#### [DATA]
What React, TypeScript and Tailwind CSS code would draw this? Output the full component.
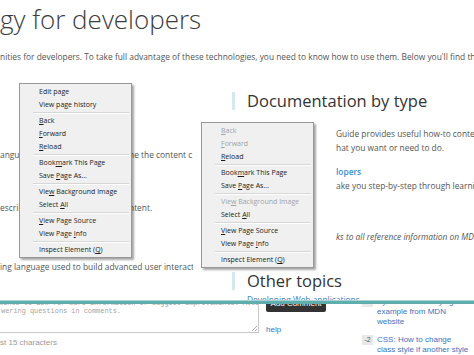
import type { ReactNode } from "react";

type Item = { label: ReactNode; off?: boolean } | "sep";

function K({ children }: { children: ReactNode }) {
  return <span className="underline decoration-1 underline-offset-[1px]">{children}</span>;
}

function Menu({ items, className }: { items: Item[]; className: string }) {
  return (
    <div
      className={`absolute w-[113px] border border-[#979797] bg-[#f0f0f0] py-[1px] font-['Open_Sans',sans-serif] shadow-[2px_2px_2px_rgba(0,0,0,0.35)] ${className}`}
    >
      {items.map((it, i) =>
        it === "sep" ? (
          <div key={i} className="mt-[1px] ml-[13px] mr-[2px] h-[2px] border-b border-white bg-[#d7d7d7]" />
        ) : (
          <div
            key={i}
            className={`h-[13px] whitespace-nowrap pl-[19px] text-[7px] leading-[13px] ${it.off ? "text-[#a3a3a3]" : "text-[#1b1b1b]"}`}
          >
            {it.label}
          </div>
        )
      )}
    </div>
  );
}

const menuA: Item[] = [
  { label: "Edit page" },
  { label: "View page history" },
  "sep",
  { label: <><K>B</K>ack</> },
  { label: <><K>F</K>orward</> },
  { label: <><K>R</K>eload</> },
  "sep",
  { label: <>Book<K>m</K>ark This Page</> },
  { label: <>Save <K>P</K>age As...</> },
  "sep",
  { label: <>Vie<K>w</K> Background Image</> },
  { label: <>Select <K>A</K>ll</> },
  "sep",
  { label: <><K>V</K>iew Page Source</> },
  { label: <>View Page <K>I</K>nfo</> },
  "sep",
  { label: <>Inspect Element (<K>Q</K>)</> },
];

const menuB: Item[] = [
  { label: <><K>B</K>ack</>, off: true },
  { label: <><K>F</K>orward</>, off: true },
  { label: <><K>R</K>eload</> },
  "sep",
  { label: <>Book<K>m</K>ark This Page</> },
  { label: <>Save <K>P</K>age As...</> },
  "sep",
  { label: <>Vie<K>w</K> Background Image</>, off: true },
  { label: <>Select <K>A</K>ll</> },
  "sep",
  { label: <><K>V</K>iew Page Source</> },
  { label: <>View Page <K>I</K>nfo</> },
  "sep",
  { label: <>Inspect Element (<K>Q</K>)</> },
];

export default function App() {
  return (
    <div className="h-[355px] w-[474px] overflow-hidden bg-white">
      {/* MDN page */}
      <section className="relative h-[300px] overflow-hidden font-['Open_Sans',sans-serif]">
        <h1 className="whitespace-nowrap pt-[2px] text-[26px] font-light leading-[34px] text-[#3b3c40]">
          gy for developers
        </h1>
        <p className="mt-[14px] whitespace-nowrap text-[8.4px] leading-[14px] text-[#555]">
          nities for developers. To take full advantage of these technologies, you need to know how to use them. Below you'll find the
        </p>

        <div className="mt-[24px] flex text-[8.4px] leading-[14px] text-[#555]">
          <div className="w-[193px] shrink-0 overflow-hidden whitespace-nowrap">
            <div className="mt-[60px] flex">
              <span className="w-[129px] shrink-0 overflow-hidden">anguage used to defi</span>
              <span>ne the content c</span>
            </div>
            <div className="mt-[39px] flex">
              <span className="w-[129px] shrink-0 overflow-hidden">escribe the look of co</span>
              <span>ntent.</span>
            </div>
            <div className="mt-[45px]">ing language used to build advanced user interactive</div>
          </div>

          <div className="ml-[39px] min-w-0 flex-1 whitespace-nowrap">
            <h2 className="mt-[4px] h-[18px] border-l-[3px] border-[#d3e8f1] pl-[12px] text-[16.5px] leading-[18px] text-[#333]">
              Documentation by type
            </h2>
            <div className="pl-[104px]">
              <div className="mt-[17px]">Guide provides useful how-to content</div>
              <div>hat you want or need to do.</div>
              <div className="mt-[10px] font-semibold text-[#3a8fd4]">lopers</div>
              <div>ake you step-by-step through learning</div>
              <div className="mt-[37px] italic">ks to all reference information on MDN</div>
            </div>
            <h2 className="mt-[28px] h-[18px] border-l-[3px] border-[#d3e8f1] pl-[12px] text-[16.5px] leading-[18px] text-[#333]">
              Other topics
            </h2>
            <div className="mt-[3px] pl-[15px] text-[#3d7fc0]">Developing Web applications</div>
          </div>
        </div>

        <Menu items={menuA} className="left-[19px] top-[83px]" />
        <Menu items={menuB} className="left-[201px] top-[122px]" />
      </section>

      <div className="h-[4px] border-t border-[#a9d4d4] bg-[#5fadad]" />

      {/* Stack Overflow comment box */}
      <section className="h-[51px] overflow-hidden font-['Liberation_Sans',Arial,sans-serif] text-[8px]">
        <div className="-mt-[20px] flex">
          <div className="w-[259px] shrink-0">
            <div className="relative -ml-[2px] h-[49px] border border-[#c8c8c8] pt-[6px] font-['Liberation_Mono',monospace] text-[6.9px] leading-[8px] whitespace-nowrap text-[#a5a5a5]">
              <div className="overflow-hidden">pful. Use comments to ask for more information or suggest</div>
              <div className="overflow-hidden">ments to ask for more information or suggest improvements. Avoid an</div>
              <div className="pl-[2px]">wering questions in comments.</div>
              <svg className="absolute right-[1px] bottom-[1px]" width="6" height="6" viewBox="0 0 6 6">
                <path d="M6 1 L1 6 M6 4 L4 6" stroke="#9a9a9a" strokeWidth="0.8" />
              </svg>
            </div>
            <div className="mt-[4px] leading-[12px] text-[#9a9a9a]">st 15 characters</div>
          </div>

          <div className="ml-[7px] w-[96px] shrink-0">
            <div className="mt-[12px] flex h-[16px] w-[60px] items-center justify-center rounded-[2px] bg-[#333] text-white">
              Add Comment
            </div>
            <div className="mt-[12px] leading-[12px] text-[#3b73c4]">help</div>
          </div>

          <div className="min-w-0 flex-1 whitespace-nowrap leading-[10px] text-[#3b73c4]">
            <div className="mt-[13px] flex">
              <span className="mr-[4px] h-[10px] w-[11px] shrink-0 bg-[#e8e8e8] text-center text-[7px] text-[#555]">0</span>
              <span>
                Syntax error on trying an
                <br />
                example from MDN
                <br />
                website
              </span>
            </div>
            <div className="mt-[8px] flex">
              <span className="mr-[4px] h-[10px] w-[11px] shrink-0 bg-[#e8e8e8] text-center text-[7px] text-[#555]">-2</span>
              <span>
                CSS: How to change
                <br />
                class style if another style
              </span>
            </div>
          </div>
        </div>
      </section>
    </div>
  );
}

#### [DO THIS]
Quote the material exactly. Pictures stay out.

#### [RESPONSE FOR THIS EXERCISE]
What React, TypeScript and Tailwind CSS code would draw this? Output the full component.
import type { ReactNode } from "react";

type Item = { label: ReactNode; off?: boolean } | "sep";

function K({ children }: { children: ReactNode }) {
  return <span className="underline decoration-1 underline-offset-[1px]">{children}</span>;
}

function Menu({ items, className }: { items: Item[]; className: string }) {
  return (
    <div
      className={`absolute w-[113px] border border-[#979797] bg-[#f0f0f0] py-[1px] font-['Open_Sans',sans-serif] shadow-[2px_2px_2px_rgba(0,0,0,0.35)] ${className}`}
    >
      {items.map((it, i) =>
        it === "sep" ? (
          <div key={i} className="mt-[1px] ml-[13px] mr-[2px] h-[2px] border-b border-white bg-[#d7d7d7]" />
        ) : (
          <div
            key={i}
            className={`h-[13px] whitespace-nowrap pl-[19px] text-[7px] leading-[13px] ${it.off ? "text-[#a3a3a3]" : "text-[#1b1b1b]"}`}
          >
            {it.label}
          </div>
        )
      )}
    </div>
  );
}

const menuA: Item[] = [
  { label: "Edit page" },
  { label: "View page history" },
  "sep",
  { label: <><K>B</K>ack</> },
  { label: <><K>F</K>orward</> },
  { label: <><K>R</K>eload</> },
  "sep",
  { label: <>Book<K>m</K>ark This Page</> },
  { label: <>Save <K>P</K>age As...</> },
  "sep",
  { label: <>Vie<K>w</K> Background Image</> },
  { label: <>Select <K>A</K>ll</> },
  "sep",
  { label: <><K>V</K>iew Page Source</> },
  { label: <>View Page <K>I</K>nfo</> },
  "sep",
  { label: <>Inspect Element (<K>Q</K>)</> },
];

const menuB: Item[] = [
  { label: <><K>B</K>ack</>, off: true },
  { label: <><K>F</K>orward</>, off: true },
  { label: <><K>R</K>eload</> },
  "sep",
  { label: <>Book<K>m</K>ark This Page</> },
  { label: <>Save <K>P</K>age As...</> },
  "sep",
  { label: <>Vie<K>w</K> Background Image</>, off: true },
  { label: <>Select <K>A</K>ll</> },
  "sep",
  { label: <><K>V</K>iew Page Source</> },
  { label: <>View Page <K>I</K>nfo</> },
  "sep",
  { label: <>Inspect Element (<K>Q</K>)</> },
];

export default function App() {
  return (
    <div className="h-[355px] w-[474px] overflow-hidden bg-white">
      {/* MDN page */}
      <section className="relative h-[300px] overflow-hidden font-['Open_Sans',sans-serif]">
        <h1 className="whitespace-nowrap pt-[2px] text-[26px] font-light leading-[34px] text-[#3b3c40]">
          gy for developers
        </h1>
        <p className="mt-[14px] whitespace-nowrap text-[8.4px] leading-[14px] text-[#555]">
          nities for developers. To take full advantage of these technologies, you need to know how to use them. Below you'll find the
        </p>

        <div className="mt-[24px] flex text-[8.4px] leading-[14px] text-[#555]">
          <div className="w-[193px] shrink-0 overflow-hidden whitespace-nowrap">
            <div className="mt-[60px] flex">
              <span className="w-[129px] shrink-0 overflow-hidden">anguage used to defi</span>
              <span>ne the content c</span>
            </div>
            <div className="mt-[39px] flex">
              <span className="w-[129px] shrink-0 overflow-hidden">escribe the look of co</span>
              <span>ntent.</span>
            </div>
            <div className="mt-[45px]">ing language used to build advanced user interactive</div>
          </div>

          <div className="ml-[39px] min-w-0 flex-1 whitespace-nowrap">
            <h2 className="mt-[4px] h-[18px] border-l-[3px] border-[#d3e8f1] pl-[12px] text-[16.5px] leading-[18px] text-[#333]">
              Documentation by type
            </h2>
            <div className="pl-[104px]">
              <div className="mt-[17px]">Guide provides useful how-to content</div>
              <div>hat you want or need to do.</div>
              <div className="mt-[10px] font-semibold text-[#3a8fd4]">lopers</div>
              <div>ake you step-by-step through learning</div>
              <div className="mt-[37px] italic">ks to all reference information on MDN</div>
            </div>
            <h2 className="mt-[28px] h-[18px] border-l-[3px] border-[#d3e8f1] pl-[12px] text-[16.5px] leading-[18px] text-[#333]">
              Other topics
            </h2>
            <div className="mt-[3px] pl-[15px] text-[#3d7fc0]">Developing Web applications</div>
          </div>
        </div>

        <Menu items={menuA} className="left-[19px] top-[83px]" />
        <Menu items={menuB} className="left-[201px] top-[122px]" />
      </section>

      <div className="h-[4px] border-t border-[#a9d4d4] bg-[#5fadad]" />

      {/* Stack Overflow comment box */}
      <section className="h-[51px] overflow-hidden font-['Liberation_Sans',Arial,sans-serif] text-[8px]">
        <div className="-mt-[20px] flex">
          <div className="w-[259px] shrink-0">
            <div className="relative -ml-[2px] h-[49px] border border-[#c8c8c8] pt-[6px] font-['Liberation_Mono',monospace] text-[6.9px] leading-[8px] whitespace-nowrap text-[#a5a5a5]">
              <div className="overflow-hidden">pful. Use comments to ask for more information or suggest</div>
              <div className="overflow-hidden">ments to ask for more information or suggest improvements. Avoid an</div>
              <div className="pl-[2px]">wering questions in comments.</div>
              <svg className="absolute right-[1px] bottom-[1px]" width="6" height="6" viewBox="0 0 6 6">
                <path d="M6 1 L1 6 M6 4 L4 6" stroke="#9a9a9a" strokeWidth="0.8" />
              </svg>
            </div>
            <div className="mt-[4px] leading-[12px] text-[#9a9a9a]">st 15 characters</div>
          </div>

          <div className="ml-[7px] w-[96px] shrink-0">
            <div className="mt-[12px] flex h-[16px] w-[60px] items-center justify-center rounded-[2px] bg-[#333] text-white">
              Add Comment
            </div>
            <div className="mt-[12px] leading-[12px] text-[#3b73c4]">help</div>
          </div>

          <div className="min-w-0 flex-1 whitespace-nowrap leading-[10px] text-[#3b73c4]">
            <div className="mt-[13px] flex">
              <span className="mr-[4px] h-[10px] w-[11px] shrink-0 bg-[#e8e8e8] text-center text-[7px] text-[#555]">0</span>
              <span>
                Syntax error on trying an
                <br />
                example from MDN
                <br />
                website
              </span>
            </div>
            <div className="mt-[8px] flex">
              <span className="mr-[4px] h-[10px] w-[11px] shrink-0 bg-[#e8e8e8] text-center text-[7px] text-[#555]">-2</span>
              <span>
                CSS: How to change
                <br />
                class style if another style
              </span>
            </div>
          </div>
        </div>
      </section>
    </div>
  );
}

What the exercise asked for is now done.